- [Listed entries]:
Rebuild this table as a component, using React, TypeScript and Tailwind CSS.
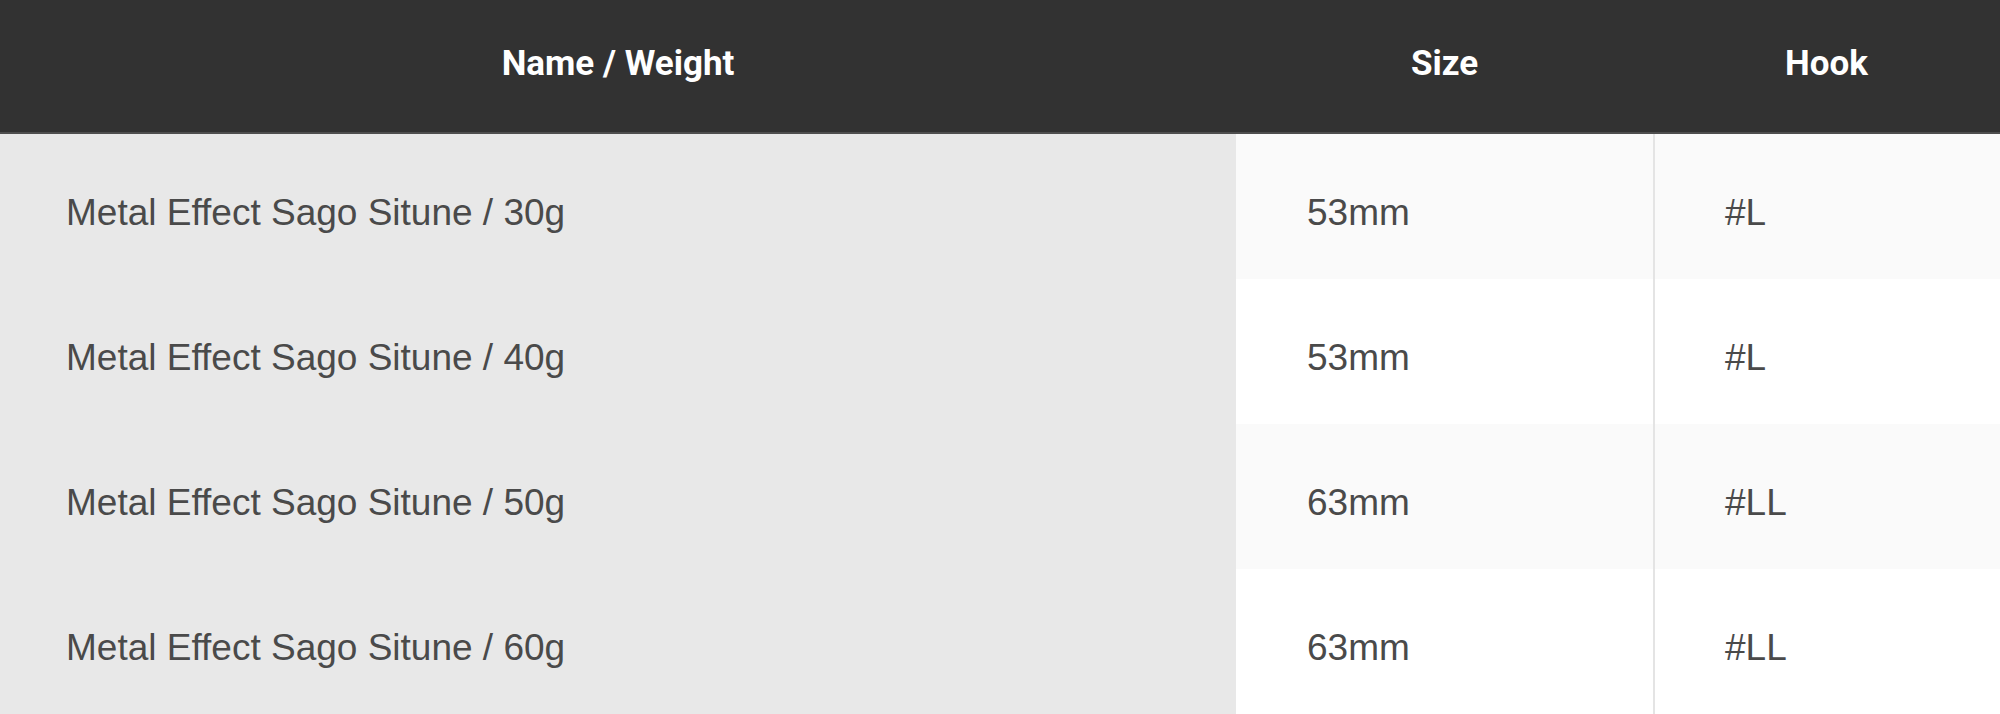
import React from 'react';

interface Row {
  name: string;
  size: string;
  hook: string;
}

const rows: Row[] = [
  { name: 'Metal Effect Sago Situne / 30g', size: '53mm', hook: '#L' },
  { name: 'Metal Effect Sago Situne / 40g', size: '53mm', hook: '#L' },
  { name: 'Metal Effect Sago Situne / 50g', size: '63mm', hook: '#LL' },
  { name: 'Metal Effect Sago Situne / 60g', size: '63mm', hook: '#LL' },
];

export default function App() {
  return (
    <div className="w-[2000px] h-[714px] bg-white overflow-hidden font-['Liberation_Sans',Arial,sans-serif]">
      <div className="grid grid-cols-[1236px_417px_1fr] h-[134px] bg-[#323232] border-b-2 border-[#4e4e4e] font-['Roboto',sans-serif] font-bold text-[35px] text-white">
        <div className="flex items-center justify-center pb-1">Name / Weight</div>
        <div className="flex items-center justify-center pb-1">Size</div>
        <div className="flex items-center justify-center pb-1">Hook</div>
      </div>
      {rows.map((row, i) => (
        <div
          key={i}
          className={`grid grid-cols-[1236px_417px_1fr] h-[145px] text-[37px] text-[#4a4a4a] ${
            i % 2 === 0 ? 'bg-[#fafafa]' : 'bg-white'
          }`}
        >
          <div className="flex items-center pl-[66px] pt-3 bg-[#e8e8e8]">{row.name}</div>
          <div className="flex items-center pl-[71px] pt-3">{row.size}</div>
          <div className="flex items-center pl-[70px] pt-3 border-l-2 border-[#e4e4e4]">{row.hook}</div>
        </div>
      ))}
    </div>
  );
}
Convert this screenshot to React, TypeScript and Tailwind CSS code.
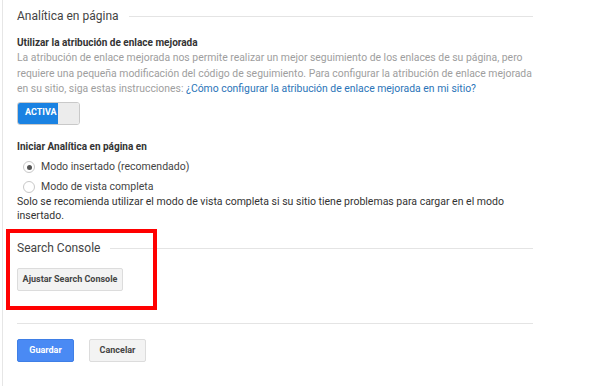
import React from "react";

function Radio({ checked, label }: { checked?: boolean; label: string }) {
  return (
    <div className="flex items-center h-[16px]">
      <span className="ml-[6px] w-[12px] h-[12px] rounded-full border border-[#c8c8c8] bg-white flex items-center justify-center">
        {checked && <span className="w-[5px] h-[5px] rounded-full bg-[#555]" />}
      </span>
      <span className="ml-[6px] text-[10.5px] text-[#444]">{label}</span>
    </div>
  );
}

export default function App() {
  return (
    <div className="relative w-[600px] h-[386px] bg-white overflow-hidden" style={{ fontFamily: "Roboto, 'Liberation Sans', sans-serif" }}>
      <div className="ml-[2px] h-full w-[531px] border-l border-[#e6e6e6] pl-[14px]">
        <div className="pt-[8px] flex items-center">
          <span className="text-[12px] leading-[16px] text-[#444]">Analítica en página</span>
          <span className="ml-[10px] flex-1 h-[1px] bg-[#e4e4e4]" />
        </div>
        <div className="mt-[12px] text-[10px] leading-[14px] font-bold text-[#333]">Utilizar la atribución de enlace mejorada</div>
        <p className="text-[10.4px] leading-[15.5px] text-[#9e9e9e]">
          La atribución de enlace mejorada nos permite realizar un mejor seguimiento de los enlaces de su página, pero requiere una pequeña modificación del código de seguimiento. Para configurar la atribución de enlace mejorada en su sitio, siga estas instrucciones:{" "}
          <span className="text-[#2a74b8]">¿Cómo configurar la atribución de enlace mejorada en mi sitio?</span>
        </p>
        <div className="mt-[5px] flex w-[63px] h-[23px] rounded-[3px] overflow-hidden border border-[#c9c9c9]">
          <div className="w-[40px] bg-[#1a82e2] flex items-center pl-[7px] text-[9px] font-bold text-white">ACTIVA</div>
          <div className="flex-1 bg-[#ececec]" />
        </div>
        <div className="mt-[15.5px] text-[10px] leading-[14px] font-bold text-[#333]">Iniciar Analítica en página en</div>
        <div className="mt-[5px] flex flex-col gap-[4px]">
          <Radio checked label="Modo insertado (recomendado)" />
          <Radio label="Modo de vista completa" />
        </div>
        <p className="text-[10.5px] leading-[14px] text-[#333]">
          Solo se recomienda utilizar el modo de vista completa si su sitio tiene problemas para cargar en el modo insertado.
        </p>
        <div className="mt-[17px] flex items-center">
          <span className="text-[12px] leading-[16px] text-[#444]">Search Console</span>
          <span className="ml-[10px] flex-1 h-[1px] bg-[#e4e4e4]" />
        </div>
        <button className="mt-[12px] h-[23px] w-[106px] whitespace-nowrap rounded-[2px] border border-[#dcdcdc] bg-[#f3f3f3] text-[9px] font-bold text-[#444] flex items-center justify-center">
          Ajustar Search Console
        </button>
        <div className="mt-[32px] h-[1px] bg-[#e4e4e4]" />
        <div className="mt-[15px] flex gap-[15px]">
          <button className="h-[23px] w-[57px] whitespace-nowrap rounded-[2px] border border-[#3f7fe6] bg-[#4a8af4] text-[9px] font-bold text-white flex items-center justify-center">
            Guardar
          </button>
          <button className="h-[23px] w-[57px] whitespace-nowrap rounded-[2px] border border-[#dcdcdc] bg-[#f3f3f3] text-[9px] font-bold text-[#444] flex items-center justify-center">
            Cancelar
          </button>
        </div>
      </div>
      <div className="absolute left-[6px] top-[229px] w-[151px] h-[81px] border-[4px] border-[#ff0000] pointer-events-none" />
    </div>
  );
}
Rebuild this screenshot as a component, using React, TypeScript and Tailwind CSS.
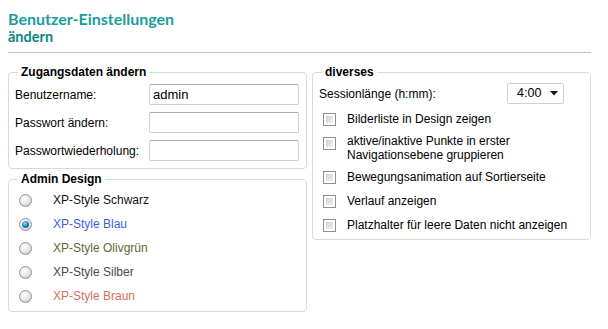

- [The request]:
Above are records to transcribe exactly; leave their pictures out.

- [Answer in full]:
Rebuild this table as a component, using React, TypeScript and Tailwind CSS.
import React from 'react';

interface Row {
  name: string;
  size: string;
  hook: string;
}

const rows: Row[] = [
  { name: 'Metal Effect Sago Situne / 30g', size: '53mm', hook: '#L' },
  { name: 'Metal Effect Sago Situne / 40g', size: '53mm', hook: '#L' },
  { name: 'Metal Effect Sago Situne / 50g', size: '63mm', hook: '#LL' },
  { name: 'Metal Effect Sago Situne / 60g', size: '63mm', hook: '#LL' },
];

export default function App() {
  return (
    <div className="w-[2000px] h-[714px] bg-white overflow-hidden font-['Liberation_Sans',Arial,sans-serif]">
      <div className="grid grid-cols-[1236px_417px_1fr] h-[134px] bg-[#323232] border-b-2 border-[#4e4e4e] font-['Roboto',sans-serif] font-bold text-[35px] text-white">
        <div className="flex items-center justify-center pb-1">Name / Weight</div>
        <div className="flex items-center justify-center pb-1">Size</div>
        <div className="flex items-center justify-center pb-1">Hook</div>
      </div>
      {rows.map((row, i) => (
        <div
          key={i}
          className={`grid grid-cols-[1236px_417px_1fr] h-[145px] text-[37px] text-[#4a4a4a] ${
            i % 2 === 0 ? 'bg-[#fafafa]' : 'bg-white'
          }`}
        >
          <div className="flex items-center pl-[66px] pt-3 bg-[#e8e8e8]">{row.name}</div>
          <div className="flex items-center pl-[71px] pt-3">{row.size}</div>
          <div className="flex items-center pl-[70px] pt-3 border-l-2 border-[#e4e4e4]">{row.hook}</div>
        </div>
      ))}
    </div>
  );
}
Convert this screenshot to React, TypeScript and Tailwind CSS code.
import React from "react";

function Radio({ checked, label }: { checked?: boolean; label: string }) {
  return (
    <div className="flex items-center h-[16px]">
      <span className="ml-[6px] w-[12px] h-[12px] rounded-full border border-[#c8c8c8] bg-white flex items-center justify-center">
        {checked && <span className="w-[5px] h-[5px] rounded-full bg-[#555]" />}
      </span>
      <span className="ml-[6px] text-[10.5px] text-[#444]">{label}</span>
    </div>
  );
}

export default function App() {
  return (
    <div className="relative w-[600px] h-[386px] bg-white overflow-hidden" style={{ fontFamily: "Roboto, 'Liberation Sans', sans-serif" }}>
      <div className="ml-[2px] h-full w-[531px] border-l border-[#e6e6e6] pl-[14px]">
        <div className="pt-[8px] flex items-center">
          <span className="text-[12px] leading-[16px] text-[#444]">Analítica en página</span>
          <span className="ml-[10px] flex-1 h-[1px] bg-[#e4e4e4]" />
        </div>
        <div className="mt-[12px] text-[10px] leading-[14px] font-bold text-[#333]">Utilizar la atribución de enlace mejorada</div>
        <p className="text-[10.4px] leading-[15.5px] text-[#9e9e9e]">
          La atribución de enlace mejorada nos permite realizar un mejor seguimiento de los enlaces de su página, pero requiere una pequeña modificación del código de seguimiento. Para configurar la atribución de enlace mejorada en su sitio, siga estas instrucciones:{" "}
          <span className="text-[#2a74b8]">¿Cómo configurar la atribución de enlace mejorada en mi sitio?</span>
        </p>
        <div className="mt-[5px] flex w-[63px] h-[23px] rounded-[3px] overflow-hidden border border-[#c9c9c9]">
          <div className="w-[40px] bg-[#1a82e2] flex items-center pl-[7px] text-[9px] font-bold text-white">ACTIVA</div>
          <div className="flex-1 bg-[#ececec]" />
        </div>
        <div className="mt-[15.5px] text-[10px] leading-[14px] font-bold text-[#333]">Iniciar Analítica en página en</div>
        <div className="mt-[5px] flex flex-col gap-[4px]">
          <Radio checked label="Modo insertado (recomendado)" />
          <Radio label="Modo de vista completa" />
        </div>
        <p className="text-[10.5px] leading-[14px] text-[#333]">
          Solo se recomienda utilizar el modo de vista completa si su sitio tiene problemas para cargar en el modo insertado.
        </p>
        <div className="mt-[17px] flex items-center">
          <span className="text-[12px] leading-[16px] text-[#444]">Search Console</span>
          <span className="ml-[10px] flex-1 h-[1px] bg-[#e4e4e4]" />
        </div>
        <button className="mt-[12px] h-[23px] w-[106px] whitespace-nowrap rounded-[2px] border border-[#dcdcdc] bg-[#f3f3f3] text-[9px] font-bold text-[#444] flex items-center justify-center">
          Ajustar Search Console
        </button>
        <div className="mt-[32px] h-[1px] bg-[#e4e4e4]" />
        <div className="mt-[15px] flex gap-[15px]">
          <button className="h-[23px] w-[57px] whitespace-nowrap rounded-[2px] border border-[#3f7fe6] bg-[#4a8af4] text-[9px] font-bold text-white flex items-center justify-center">
            Guardar
          </button>
          <button className="h-[23px] w-[57px] whitespace-nowrap rounded-[2px] border border-[#dcdcdc] bg-[#f3f3f3] text-[9px] font-bold text-[#444] flex items-center justify-center">
            Cancelar
          </button>
        </div>
      </div>
      <div className="absolute left-[6px] top-[229px] w-[151px] h-[81px] border-[4px] border-[#ff0000] pointer-events-none" />
    </div>
  );
}
Rebuild this screenshot as a component, using React, TypeScript and Tailwind CSS.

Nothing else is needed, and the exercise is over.